La svolta nella vita di Mabil è arrivata con il viaggio della speranza, per un futuro diverso, in Australia, all’interno di un programma di aiuti umanitari al Kenya

UN PASTO al giorno, di più non si poteva. A un certo punto nella sua esistenza di stenti è arrivato il calcio, in particolar modo la passione per le imprese del Manchester United: due ore a piedi per poter assistere su un vecchio televisore alle partite dei Red Devils di Sir Alex Ferguson, il meglio di quanto potesse offrire la Premier League che diventava un modello sia in Africa che in Estremo Oriente. Costava un dollaro a testa sedersi e guardare, se non lo avevi l’alternativa era il racconto di un amico per immaginare le giocate dei vari Beckham, Giggs, Stam, Giggs, Scholes.

LA SVOLTA nella vita di Mabil è arrivata con il viaggio della speranza, per un futuro diverso, in Australia, all’interno di un programma di aiuti umanitari al Kenya. Il processo d’integrazione non è stato facile, Mabil ha dovuto patire dopo il suo arrivo in Australia anche lo stigma del razzismo. L’ha conosciuto a 16 anni ma aveva le spalle coperte perché aveva un obiettivo in mente. Aveva già iniziato a fare sul serio con il pallone: ingaggiato dall’Adelaide United che ne intuisce subito le potenzialità, un paio di stagioni nella A-League, il massimo campionato australiano, prima di un’esperienza in Danimarca, al Midtjylland, con un gettone in Champions League.

TRA POCO sfiderà il Real Madrid in Spagna e tra qualche mese sarà ai Mondiali in Qatar, garantendo all’Australia la quinta partecipazione consecutiva alla Coppa del Mondo, Awer dopo il rigore al Perù si è sentito di ringraziare gli australiani, che l’hanno accolto, nonostante il razzismo e la diffidenza.
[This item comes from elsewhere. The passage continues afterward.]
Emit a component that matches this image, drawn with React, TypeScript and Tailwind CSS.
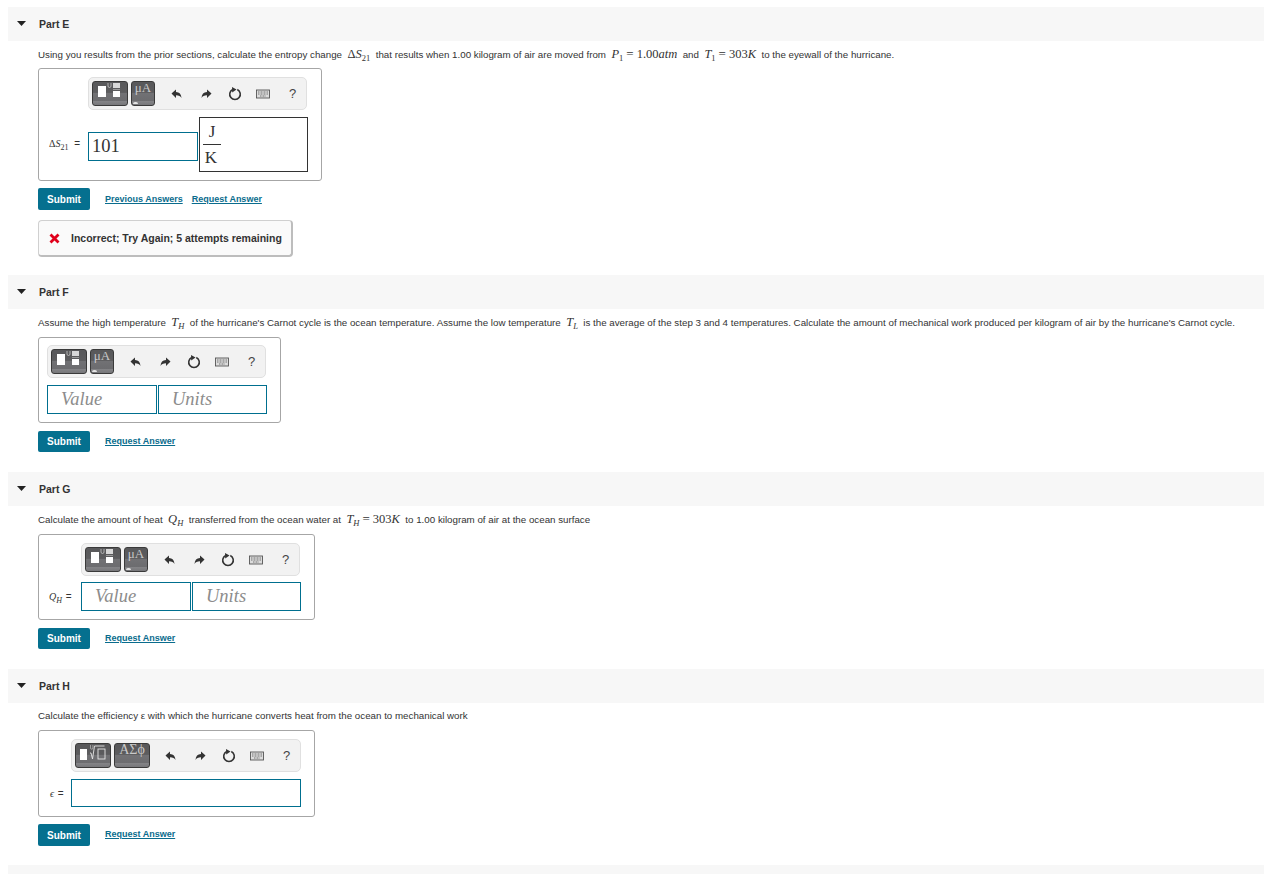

Quel rigore è la restituzione di un sogno.
Nel frattempo l’ala del Kasimpasa ha creato la sua fondazione, Barefoot to Boots, portando scarpe da calcio, attrezzature sportive, mediche, per i rifugiati di Kakuma. Non è il primo africano che investe parte delle ricchezze accumulate in carriera per concedere una chance alla sua città d’origine. Prima di lui in tanti, da Yaya Tourè a Eto’o, Drogba. Un segno di gratitudine per aver costruito le basi del suo sogno.